The palate develops the sweet perfume notes further to include a strong herbal note with a dry and fruity finish; really nice whisky and like nothing I’ve tried before.
“The thing about maturation is that it takes time” – never a truer word said in whisky
Single Pot Still finished in French Chestnut Casks – 46% ABV – Non-Chill Filtered
The Irish whiskey act allows distillers to push boundaries in wood programmes much more than the Scotch producers are allowed to, they don’t just have to use oak, for example, to this release explore the use of sweet chestnut wood to finish the single pot still whiskey.
And boy does it deliver.
This started off as a post still spirit being matured in American oak with a little bit of sherry influence, but not much, then put into French chestnut casks and checked every three months to ensure the wood was working and the flavours were maturing how they wanted them to.
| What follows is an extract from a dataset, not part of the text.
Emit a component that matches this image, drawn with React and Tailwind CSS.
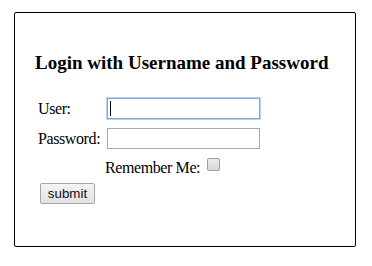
import React from 'react';

const serif = { fontFamily: '"Liberation Serif", "Times New Roman", serif' };

const LoginBox = () => {
  return (
    <div className="ml-[14px] mt-[12px] w-[342px] h-[235px] border border-black rounded-[2px] bg-white text-black" style={serif}>
      <div className="flex flex-col pl-[20px]">
        {/* Title */}
        <h3 className="mt-[39px] text-[19px] leading-[22px] font-bold">Login with Username and Password</h3>

        {/* User row */}
        <div className="mt-[24px] ml-[3px] flex items-center h-[21px]">
          <span className="w-[69px] text-[16px] leading-[18px] tracking-[-0.4px]">User:</span>
          <div className="relative w-[153px] h-[21px] border border-[#7ea6d8] ring-1 ring-[#b9d3f3] bg-white">
            <span className="absolute left-[2px] top-[2px] w-px h-[15px] bg-black" />
          </div>
        </div>

        {/* Password row */}
        <div className="mt-[9px] ml-[3px] flex items-center h-[21px]">
          <span className="w-[69px] text-[16px] leading-[18px] tracking-[-0.4px]">Password:</span>
          <div className="w-[153px] h-[21px] border border-[#a9a9a9] bg-white" />
        </div>

        {/* Remember me */}
        <div className="mt-[10px] ml-[70px] flex items-start">
          <span className="text-[16px] leading-[18px] tracking-[-0.4px]">Remember Me:</span>
          <span className="ml-[7px] -mt-[1px] w-[13px] h-[13px] rounded-[2px] border border-[#9c9c9c] bg-gradient-to-b from-[#ededed] to-[#d8d8d8]" />
        </div>

        {/* Submit */}
        <div className="mt-[6px] ml-[5px] flex">
          <button
            className="w-[55px] h-[21px] rounded-[2px] border border-[#a6a6a6] bg-gradient-to-b from-[#f4f4f4] to-[#e1e1e1] text-[13.33px] leading-[15px] text-[#111]"
            style={{ fontFamily: '"Liberation Sans", Arial, sans-serif' }}
          >
            submit
          </button>
        </div>
      </div>
    </div>
  );
};

export default function App() {
  return (
    <div className="w-[372px] h-[266px] bg-white overflow-hidden">
      <LoginBox />
    </div>
  );
}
The nose is sweet, very oaky, I would have to say it is the perfect palate with a nice medium toast note there too, and lots of juicy exotic fruits.
My favourite of the main range for sure.
31 Year Old Single Grain Single Cask – 52.546% ABV – Limited to 105 bottles
The oldest Irish whiskey released from a distillery brand, from what I can recall, and wow did it deliver; beautiful whiskey that I wish I could buy a couple of bottles of, but at €1,500 it is a bit rich for me, and may be a bit punchy price-wise in truth, but with only 105 bottles released it all adds up.
The spirit was distilled 11th July 1985, and as they don’t like round numbers when bottling, decided to wait until it was 31 years old in order to bottle and take to market under the Method & Madness Irish whiskey range. And I’m glad they did.
What a whisky.
This started life as a neutral grain distillate that over time in the same cask has developed into something extraordinary and goes to show what top quality grain distillate can do when given time.
Only notes relevant here are: buttery, juicy, smooth, stunning.